▸ Task to complete:
Can you output the material exactly as written, minus any pictures it holds?

***

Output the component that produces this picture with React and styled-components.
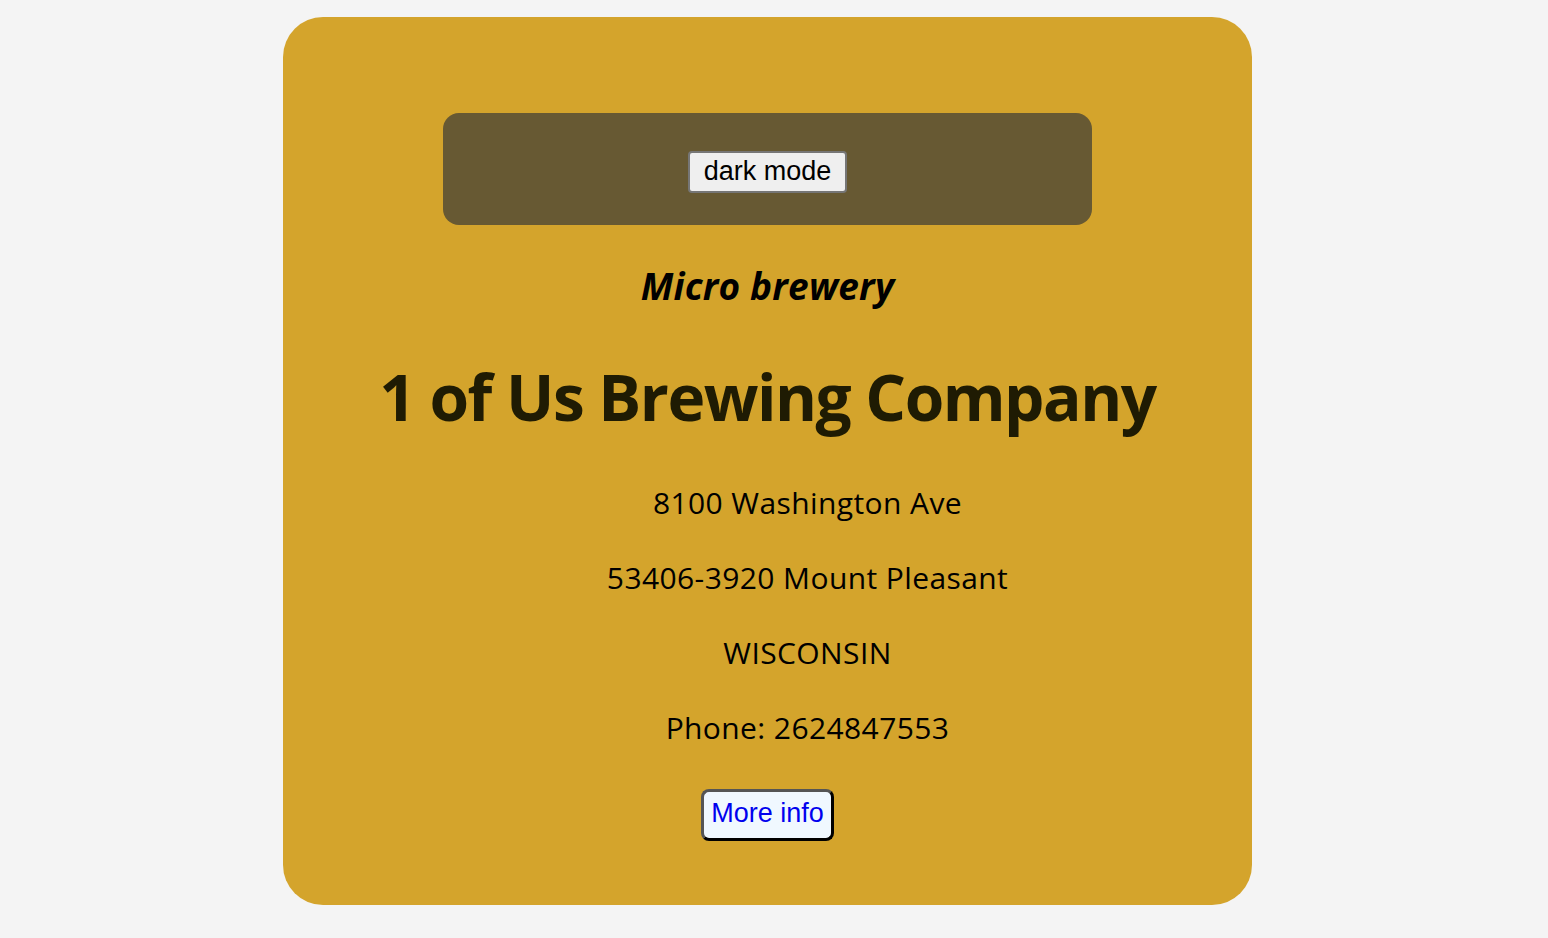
import React from "react";
import styled, { createGlobalStyle } from "styled-components";

const Global = createGlobalStyle`
  html, body { margin: 0; padding: 0; background: #f4f4f4; }
  body { font-family: "Open Sans", "Noto Sans", sans-serif; }
`;

const Page = styled.div`
  display: flex;
  justify-content: center;
  padding: 17px 13px 33px 0;
`;

const Card = styled.main`
  width: 969px;
  height: 888px;
  box-sizing: border-box;
  background: #d4a42c;
  border-radius: 40px;
  display: flex;
  flex-direction: column;
  align-items: center;
  padding-top: 96px;
`;

const Bar = styled.div`
  width: 649px;
  height: 112px;
  box-sizing: border-box;
  background: #675933;
  border-radius: 16px;
  display: flex;
  justify-content: center;
  padding-top: 38px;
`;

const ModeButton = styled.button`
  height: 42px;
  width: 159px;
  box-sizing: border-box;
  font-family: "Liberation Sans", Arial, sans-serif;
  font-size: 27px;
  line-height: 34px;
  color: #000;
  background: #efefef;
  border: 2px solid #767676;
  border-radius: 4px;
  padding: 0 0 2px;
`;

const Kind = styled.h3`
  margin: 39px 0 0;
  font-size: 37px;
  font-style: italic;
  font-weight: 700;
  color: #000;
  letter-spacing: 0.2px;
  line-height: 44px;
`;

const Title = styled.h1`
  margin: 49px 0 0;
  font-size: 64px;
  font-weight: 700;
  color: #1f1b03;
  line-height: 80px;
  letter-spacing: -1.5px;
`;

const Info = styled.ul`
  list-style: none;
  margin: 45px 0 0;
  padding: 0 0 0 80px;
  display: flex;
  flex-direction: column;
  align-items: center;
  gap: 34px;
`;

const Line = styled.li`
  font-size: 30px;
  line-height: 41px;
  color: #000;
  letter-spacing: 0.4px;
`;

const MoreButton = styled.button`
  margin-top: 41px;
  width: 133px;
  height: 52px;
  box-sizing: border-box;
  font-family: "Liberation Sans", Arial, sans-serif;
  font-size: 27px;
  color: #0000ee;
  background: #f0f8ff;
  border: 3px solid;
  border-color: #555 #000 #000 #555;
  border-radius: 8px;
  padding: 0 0 4px;
`;

export default function App() {
  return (
    <>
      <Global />
      <Page>
        <Card>
          <Bar>
            <ModeButton>dark mode</ModeButton>
          </Bar>
          <Kind>Micro brewery</Kind>
          <Title>1 of Us Brewing Company</Title>
          <Info>
            <Line>8100 Washington Ave</Line>
            <Line>53406-3920 Mount Pleasant</Line>
            <Line>WISCONSIN</Line>
            <Line>Phone: 2624847553</Line>
          </Info>
          <MoreButton>More info</MoreButton>
        </Card>
      </Page>
    </>
  );
}
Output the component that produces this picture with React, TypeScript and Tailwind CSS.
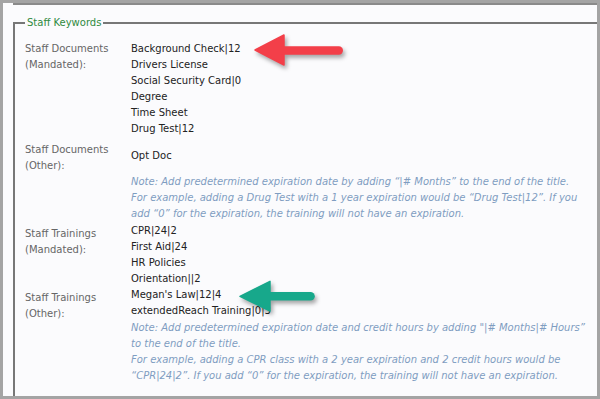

***

▸ Finished task:
Output the component that produces this picture with React and styled-components.
import React from "react";
import styled, { createGlobalStyle } from "styled-components";

const Global = createGlobalStyle`
  html, body { margin: 0; padding: 0; background: #f4f4f4; }
  body { font-family: "Open Sans", "Noto Sans", sans-serif; }
`;

const Page = styled.div`
  display: flex;
  justify-content: center;
  padding: 17px 13px 33px 0;
`;

const Card = styled.main`
  width: 969px;
  height: 888px;
  box-sizing: border-box;
  background: #d4a42c;
  border-radius: 40px;
  display: flex;
  flex-direction: column;
  align-items: center;
  padding-top: 96px;
`;

const Bar = styled.div`
  width: 649px;
  height: 112px;
  box-sizing: border-box;
  background: #675933;
  border-radius: 16px;
  display: flex;
  justify-content: center;
  padding-top: 38px;
`;

const ModeButton = styled.button`
  height: 42px;
  width: 159px;
  box-sizing: border-box;
  font-family: "Liberation Sans", Arial, sans-serif;
  font-size: 27px;
  line-height: 34px;
  color: #000;
  background: #efefef;
  border: 2px solid #767676;
  border-radius: 4px;
  padding: 0 0 2px;
`;

const Kind = styled.h3`
  margin: 39px 0 0;
  font-size: 37px;
  font-style: italic;
  font-weight: 700;
  color: #000;
  letter-spacing: 0.2px;
  line-height: 44px;
`;

const Title = styled.h1`
  margin: 49px 0 0;
  font-size: 64px;
  font-weight: 700;
  color: #1f1b03;
  line-height: 80px;
  letter-spacing: -1.5px;
`;

const Info = styled.ul`
  list-style: none;
  margin: 45px 0 0;
  padding: 0 0 0 80px;
  display: flex;
  flex-direction: column;
  align-items: center;
  gap: 34px;
`;

const Line = styled.li`
  font-size: 30px;
  line-height: 41px;
  color: #000;
  letter-spacing: 0.4px;
`;

const MoreButton = styled.button`
  margin-top: 41px;
  width: 133px;
  height: 52px;
  box-sizing: border-box;
  font-family: "Liberation Sans", Arial, sans-serif;
  font-size: 27px;
  color: #0000ee;
  background: #f0f8ff;
  border: 3px solid;
  border-color: #555 #000 #000 #555;
  border-radius: 8px;
  padding: 0 0 4px;
`;

export default function App() {
  return (
    <>
      <Global />
      <Page>
        <Card>
          <Bar>
            <ModeButton>dark mode</ModeButton>
          </Bar>
          <Kind>Micro brewery</Kind>
          <Title>1 of Us Brewing Company</Title>
          <Info>
            <Line>8100 Washington Ave</Line>
            <Line>53406-3920 Mount Pleasant</Line>
            <Line>WISCONSIN</Line>
            <Line>Phone: 2624847553</Line>
          </Info>
          <MoreButton>More info</MoreButton>
        </Card>
      </Page>
    </>
  );
}
Output the component that produces this picture with React, TypeScript and Tailwind CSS.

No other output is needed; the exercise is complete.